The broader significance of reasoning-based systems is accountability. If an autonomous vehicle causes an accident, an AI that narrates its decisions provides an evidence trail. The question of who is responsible when a self-driving car fails is unresolved legally in most countries. Systems that log their reasoning at least make the technical question answerable.

Glossary

Term	Definition
Vision-Language-Action model (VLA)	An AI that combines camera vision, language reasoning, and physical action in one system. It sees, explains, and then acts.
Chain-of-causation reasoning	The AI states what caused a situation before deciding how to respond, like thinking out loud.
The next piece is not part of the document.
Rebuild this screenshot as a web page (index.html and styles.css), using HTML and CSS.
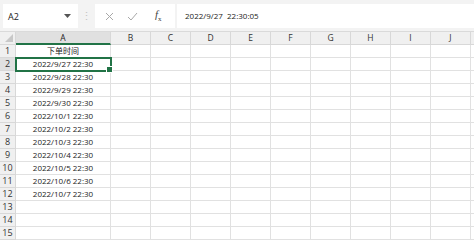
FILE: index.html
```html
<!DOCTYPE html>
<html lang="zh-CN">
<head>
    <meta charset="UTF-8">
    <title>下单时间</title>
    <link rel="stylesheet" href="styles.css">
</head>
<body>
<div class="toolbar">
    <div class="nameBox">
        <span>A2</span>
        <svg class="arrow" width="7" height="4" viewBox="0 0 7 4"><path d="M0 0h7L3.5 4z" fill="#555"/></svg>
    </div>
    <div class="dots">⋮</div>
    <div class="fxBox">
        <svg class="x" width="9" height="9" viewBox="0 0 9 9"><path d="M1 1l7 7M8 1l-7 7" stroke="#a8a8a8" stroke-width="1" fill="none"/></svg>
        <svg class="ok" width="11" height="9" viewBox="0 0 11 9"><path d="M1 5l3 3 6-7" stroke="#a8a8a8" stroke-width="1" fill="none"/></svg>
        <span class="fx"><i>f</i><sub>x</sub></span>
    </div>
    <div class="formula">2022/9/27&nbsp;&nbsp;22:30:05</div>
</div>
<div class="sheet">
    <div class="corner"><svg width="8" height="8" viewBox="0 0 8 8"><path d="M8 0v8H0z" fill="#c8c8c8"/></svg></div>
    <div class="colHead on">A</div>
    <div class="colHead">B</div>
    <div class="colHead">C</div>
    <div class="colHead">D</div>
    <div class="colHead">E</div>
    <div class="colHead">F</div>
    <div class="colHead">G</div>
    <div class="colHead">H</div>
    <div class="colHead">I</div>
    <div class="colHead">J</div>
    <div class="colHead"></div>
</div>
<script>
    var data=['下单时间','2022/9/27 22:30','2022/9/28 22:30','2022/9/29 22:30','2022/9/30 22:30',
        '2022/10/1 22:30','2022/10/2 22:30','2022/10/3 22:30','2022/10/4 22:30','2022/10/5 22:30',
        '2022/10/6 22:30','2022/10/7 22:30','','',''];
    var oSheet=document.querySelector('.sheet');
    var str='';
    for(var i=0; i<data.length; i++){
        str+='<div class="rowHead'+(i==1?' on':'')+'">'+(i+1)+'</div>';
        str+='<div class="cell'+(i==1?' active':'')+'">'+data[i]+'</div>';
        for(var j=0; j<10; j++){
            str+='<div class="cell"></div>';
        }
    }
    oSheet.innerHTML+=str;
</script>
</body>
</html>
```

FILE: styles.css
```css
*{
    margin:0;
    padding:0;
    box-sizing: border-box;
}
body,html{
    height: 100%;
    overflow: hidden;
    background: #fff;
    font-family: "Open Sans", "Noto Sans CJK SC", sans-serif;
    color: #222;
}
.toolbar{
    height: 32px;
    background: #f3f3f3;
    border-bottom: 1px solid #dadada;
    display: flex;
    align-items: flex-start;
    padding: 4px 0 0 3px;
}
.nameBox{
    width: 75px;
    height: 24px;
    background: #fff;
    display: flex;
    align-items: center;
    justify-content: space-between;
    padding: 0 7px 0 5px;
    font-size: 9px;
}
.dots{
    width: 17px;
    height: 24px;
    line-height: 24px;
    text-align: center;
    color: #c4c4c4;
    font-size: 11px;
}
.fxBox{
    width: 80px;
    height: 24px;
    background: #fff;
    display: flex;
    align-items: center;
    padding-left: 10px;
}
.fxBox .ok{
    margin-left: 13px;
}
.fx{
    margin-left: 17px;
    font-family: "Liberation Serif", serif;
    font-size: 11px;
    color: #444;
}
.fx sub{
    font-size: 7px;
}
.formula{
    flex: 1;
    height: 24px;
    margin-left: 2px;
    background: #fff;
    font-size: 8px;
    line-height: 24px;
    padding-left: 8px;
}
.sheet{
    display: grid;
    grid-template-columns: 16px 95px repeat(9, 40px) 40px;
    grid-auto-rows: 13px;
    overflow: hidden;
    width: 474px;
}
.corner,.colHead,.rowHead{
    background: #f0f0f0;
    border-right: 1px solid #d8d8d8;
    border-bottom: 1px solid #d8d8d8;
    font-size: 8.5px;
    color: #333;
}
.corner{
    display: flex;
    align-items: flex-end;
    justify-content: flex-end;
    padding: 0 2px 2px 0;
}
.colHead{
    text-align: center;
    line-height: 12px;
}
.colHead.on{
    background: #e0e0e0;
    border-bottom: 2px solid #217346;
    color: #222;
}
.rowHead{
    text-align: center;
    line-height: 12px;
    font-size: 9px;
}
.rowHead.on{
    background: #e0e0e0;
}
.cell{
    border-right: 1px solid #e1e1e1;
    border-bottom: 1px solid #e1e1e1;
    font-size: 8px;
    line-height: 12px;
    text-align: center;
    white-space: nowrap;
}
.cell.active{
    position: relative;
    outline: 2px solid #217346;
    outline-offset: -1px;
}
.cell.active:after{
    content: '';
    position: absolute;
    right: -3px;
    bottom: -3px;
    width: 5px;
    height: 5px;
    background: #217346;
    border: 1px solid #fff;
}
```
Reinforcement learning (RL)	A training method where the AI learns by receiving rewards for good decisions and penalties for bad ones, repeated over millions of examples.
Consistency reward	A "lie detector" that penalizes the AI when its stated reasoning contradicts its actual driving behavior.
Conditional flow matching	A mathematical technique that converts the AI's planned path into smooth, continuous steering rather than jerky corrections.
Long tail	Rare, unusual driving situations that rarely appear in training data, such as a unicyclist on a highway or ambiguous hand signals.
3D Gaussian splatting	A technique for reconstructing detailed 3D scenes from real-world photos, used here to build AlpaSim's photorealistic driving simulator.
Model weights	The learned parameters of a trained AI model. Releasing them means others can run or study the model directly.
Close encounter rate	How often an autonomous vehicle comes dangerously close to another object, used as a safety benchmark.
GRPO (Group Relative Policy Optimization)	DeepSeek's alternative to reward-model training: the AI generates multiple plans and grades them against each other, eliminating the need for a separate teacher.